During the Twins’ longest win streak, May 18-24, the two-time all-star hit .333 with four runs scored, four RBIs, four walks and just two strikeouts. In May and June, he hit .331 with eight home runs, 20 RBIs and a .395 on-base percentage in 57 games.

The Twins were 31-27 in May and June and were out of first place in the American League Central for only one day.

Since then, the team’s big offseason addition, and highest-paid player with a $35.1 million salary, is hitting .211 with five homers and 11 RBIs. The Twins are 32-36 in those games.

Asked before Monday’s game how he feels about his first, and maybe last season in Minnesota, Correa said, “I have (43) games to make it a lot better.”

Correa, who is set to return to Houston on Tuesday for the first time since leaving the Astros to sign a three-year, $105.3 million contract with Minnesota, remains a top-flight shortstop — he has only eight errors in 93 games (333 chances) — and is drawing walks and hitting the ball hard. His OPS+ of 124 is only three points below his career average, and his contact numbers all rank good to great according to baseballsavant.com.

“But the situational hitting stats are not there,” he said. “I want to fill all the spaces. So, yeah, I feel like it can still get better. The power numbers can get better, definitely, the slugging.”

Correa is slugging .424 this season.

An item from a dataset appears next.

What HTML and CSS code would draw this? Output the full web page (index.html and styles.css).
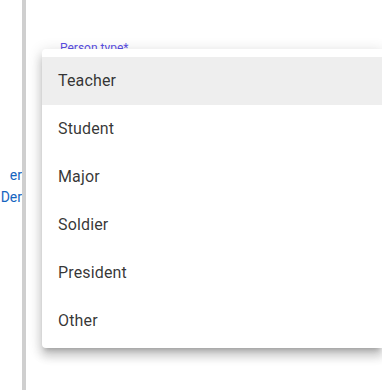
FILE: index.html
```html
<!DOCTYPE html>
<html>
<head>
<meta charset="utf-8">
<link rel="stylesheet" href="styles.css">
</head>
<body>
<div class="page">
  <div class="side">
    <div class="side-text">
      <div class="side-line">er</div>
      <div class="side-line">Der</div>
    </div>
  </div>
  <div class="divider"></div>
  <div class="main">
    <div class="field-label">Person type*</div>
  </div>
</div>
<ul class="menu">
  <li class="menu-item selected">Teacher</li>
  <li class="menu-item">Student</li>
  <li class="menu-item">Major</li>
  <li class="menu-item">Soldier</li>
  <li class="menu-item">President</li>
  <li class="menu-item">Other</li>
</ul>
</body>
</html>
```
FILE: styles.css
```css
html, body {
  margin: 0;
  padding: 0;
  background: #fff;
  font-family: Roboto, "Liberation Sans", sans-serif;
}
.page {
  display: flex;
  height: 390px;
  overflow: hidden;
}
.side {
  width: 22px;
  flex: none;
}
.side-text {
  padding-top: 164px;
  text-align: right;
  color: #1565c0;
  font-size: 14px;
  line-height: 22px;
}
.side-line {
  white-space: nowrap;
}
.divider {
  width: 4px;
  background: #cfcfcf;
  flex: none;
}
.main {
  flex: 1;
  padding-left: 34px;
  padding-top: 41px;
}
.field-label {
  font-size: 12px;
  line-height: 14px;
  color: #5b4fe3;
}
.menu {
  position: absolute;
  left: 42px;
  top: 49px;
  width: 340px;
  height: 299px;
  margin: 0;
  padding: 8px 0 0;
  box-sizing: border-box;
  list-style: none;
  background: #fff;
  border-radius: 4px 0 0 4px;
  overflow: hidden;
  box-shadow: 0 5px 5px -3px rgba(0,0,0,0.2), 0 8px 10px 1px rgba(0,0,0,0.14), 0 3px 14px 2px rgba(0,0,0,0.12);
}
.menu-item {
  height: 48px;
  line-height: 48px;
  padding-left: 16px;
  font-size: 16px;
  color: rgba(0,0,0,0.8);
  letter-spacing: 0.15px;
}
.menu-item.selected {
  background: #eeeeee;
}
```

His career average heading into the season was .481. His batting average with runners in scoring position is .227; his career average is .273.

He’s not alone, of course. The Twins entered Tuesday’s game hitting .245 as a team with RISP, 21st in baseball, and combined for just five runs in the first three games of this series against a Rangers team that arrived 13 games under .500.

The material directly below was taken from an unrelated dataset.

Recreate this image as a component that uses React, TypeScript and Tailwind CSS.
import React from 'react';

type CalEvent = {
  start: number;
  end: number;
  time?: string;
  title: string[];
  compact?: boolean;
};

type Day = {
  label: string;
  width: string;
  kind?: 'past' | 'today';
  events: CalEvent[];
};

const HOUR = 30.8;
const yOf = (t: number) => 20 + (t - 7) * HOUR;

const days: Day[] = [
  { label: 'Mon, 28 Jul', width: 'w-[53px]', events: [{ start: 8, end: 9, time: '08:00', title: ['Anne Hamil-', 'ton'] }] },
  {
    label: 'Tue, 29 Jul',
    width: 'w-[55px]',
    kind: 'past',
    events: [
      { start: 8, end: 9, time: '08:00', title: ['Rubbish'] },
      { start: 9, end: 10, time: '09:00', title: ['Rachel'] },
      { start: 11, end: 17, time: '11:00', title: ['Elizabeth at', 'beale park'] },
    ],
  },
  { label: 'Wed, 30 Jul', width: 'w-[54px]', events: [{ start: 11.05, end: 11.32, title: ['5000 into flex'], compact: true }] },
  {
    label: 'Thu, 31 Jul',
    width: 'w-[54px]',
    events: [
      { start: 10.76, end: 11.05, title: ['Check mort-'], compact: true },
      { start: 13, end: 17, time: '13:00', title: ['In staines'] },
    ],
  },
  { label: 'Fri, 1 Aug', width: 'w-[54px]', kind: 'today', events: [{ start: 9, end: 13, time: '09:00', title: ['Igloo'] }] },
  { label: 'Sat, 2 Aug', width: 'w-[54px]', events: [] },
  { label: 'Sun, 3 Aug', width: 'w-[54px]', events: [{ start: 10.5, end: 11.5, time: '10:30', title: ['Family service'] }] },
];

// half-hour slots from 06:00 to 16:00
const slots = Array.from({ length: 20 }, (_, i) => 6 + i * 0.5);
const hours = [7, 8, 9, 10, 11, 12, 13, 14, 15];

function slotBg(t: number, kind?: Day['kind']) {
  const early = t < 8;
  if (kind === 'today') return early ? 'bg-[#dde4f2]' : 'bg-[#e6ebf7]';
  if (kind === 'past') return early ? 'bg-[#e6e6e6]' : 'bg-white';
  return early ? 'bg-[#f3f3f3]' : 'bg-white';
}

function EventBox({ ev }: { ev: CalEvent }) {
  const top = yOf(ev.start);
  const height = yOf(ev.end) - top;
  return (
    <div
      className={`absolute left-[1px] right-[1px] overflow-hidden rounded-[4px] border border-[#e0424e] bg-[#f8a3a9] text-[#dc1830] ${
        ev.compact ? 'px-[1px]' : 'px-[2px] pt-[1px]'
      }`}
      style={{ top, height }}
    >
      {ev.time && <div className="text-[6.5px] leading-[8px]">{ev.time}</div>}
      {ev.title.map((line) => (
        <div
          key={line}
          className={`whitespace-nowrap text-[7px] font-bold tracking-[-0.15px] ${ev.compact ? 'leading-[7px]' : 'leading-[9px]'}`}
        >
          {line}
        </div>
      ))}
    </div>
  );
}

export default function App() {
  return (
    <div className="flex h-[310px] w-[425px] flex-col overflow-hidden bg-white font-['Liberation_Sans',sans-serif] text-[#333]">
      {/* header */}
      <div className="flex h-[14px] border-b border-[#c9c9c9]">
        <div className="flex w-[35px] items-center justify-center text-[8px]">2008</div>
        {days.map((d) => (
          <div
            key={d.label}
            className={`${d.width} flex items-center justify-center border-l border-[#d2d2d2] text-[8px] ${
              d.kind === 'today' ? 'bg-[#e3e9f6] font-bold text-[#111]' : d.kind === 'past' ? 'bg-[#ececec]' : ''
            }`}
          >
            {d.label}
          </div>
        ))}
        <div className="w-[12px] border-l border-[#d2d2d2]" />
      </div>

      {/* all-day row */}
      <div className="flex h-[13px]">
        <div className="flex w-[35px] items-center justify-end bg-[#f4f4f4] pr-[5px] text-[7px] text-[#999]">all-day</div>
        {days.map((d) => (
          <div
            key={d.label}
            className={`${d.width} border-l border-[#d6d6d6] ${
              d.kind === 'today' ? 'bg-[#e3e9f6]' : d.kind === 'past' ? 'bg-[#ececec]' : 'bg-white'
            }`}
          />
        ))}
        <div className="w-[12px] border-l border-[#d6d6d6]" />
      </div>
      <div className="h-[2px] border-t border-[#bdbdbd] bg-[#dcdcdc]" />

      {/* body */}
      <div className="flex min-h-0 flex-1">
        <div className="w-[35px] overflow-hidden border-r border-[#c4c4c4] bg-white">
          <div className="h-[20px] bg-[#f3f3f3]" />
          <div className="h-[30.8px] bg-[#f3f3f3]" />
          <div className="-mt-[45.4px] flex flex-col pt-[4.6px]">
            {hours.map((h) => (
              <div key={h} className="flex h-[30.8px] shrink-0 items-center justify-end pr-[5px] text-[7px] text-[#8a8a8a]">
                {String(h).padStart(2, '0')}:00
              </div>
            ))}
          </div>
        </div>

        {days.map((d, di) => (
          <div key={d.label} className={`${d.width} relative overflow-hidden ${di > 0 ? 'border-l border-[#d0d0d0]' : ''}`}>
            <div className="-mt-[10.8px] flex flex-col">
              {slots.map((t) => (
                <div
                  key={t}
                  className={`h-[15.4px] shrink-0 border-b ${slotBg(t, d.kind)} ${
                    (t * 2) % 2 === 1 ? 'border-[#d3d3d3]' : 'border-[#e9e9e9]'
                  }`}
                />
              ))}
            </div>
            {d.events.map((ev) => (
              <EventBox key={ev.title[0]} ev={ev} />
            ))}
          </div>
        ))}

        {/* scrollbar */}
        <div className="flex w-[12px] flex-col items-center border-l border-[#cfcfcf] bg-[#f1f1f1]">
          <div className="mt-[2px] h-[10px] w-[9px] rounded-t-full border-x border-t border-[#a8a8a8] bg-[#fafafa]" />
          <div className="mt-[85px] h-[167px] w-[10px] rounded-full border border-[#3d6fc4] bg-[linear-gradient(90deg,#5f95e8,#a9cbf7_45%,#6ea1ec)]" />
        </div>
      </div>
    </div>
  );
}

“It happens throughout the course of a year,” Correa said. “But right now is not the time for that to happen.”

The Twins (62-57) started the day 1½ games behind first-place Cleveland (64-56) in the Central Division race.

Correa has opt-out clauses after the first two years of his contract that could make him an unrestricted free agent this fall. Despite what has been a relatively quiet season for the two-time all-star, Correa is likely to have many suitors. Asked if a suitor’s chances of winning a World Series in 2023 will affect his decision to stay in Minnesota or test the market, he said, “I think we can win here for a long time with the young talent that we have.”

“There is always space to add more talent,” he added. “So, I think with the young core that they have here, and with so many good players and the talent that we have here, I think that there’s a chance that this organization can win for years to come.”

POLANCO SITS

Jorge Polanco was out of the lineup on Monday, a maintenance day for a left knee he injured while sliding into home plate on Aug. 15. An MRI revealed no structural damage, but the Twins’ RBI leader missed two games last week.

“This is more of us keeping Polo on the field and moving, going forward,” manager Rocco Baldelli said. “Just picking a day to let him kind of recover a little bit. The knee (issue) is not something that’s gone away, that’s for sure.”

BRIEFLY

The Twins had not announced a starting pitcher for Tuesday night’s game against NL West-leading Houston at game time, although it likely will be a pitcher called up from Class AAA St. Paul to take the place of injured Tyler Mahle (shoulder). Dylan Bundy is set to start on Wednesday, Chris Archer on Thursday. … The Twins turned a triple play on Monday, the 17th in team history and second this season.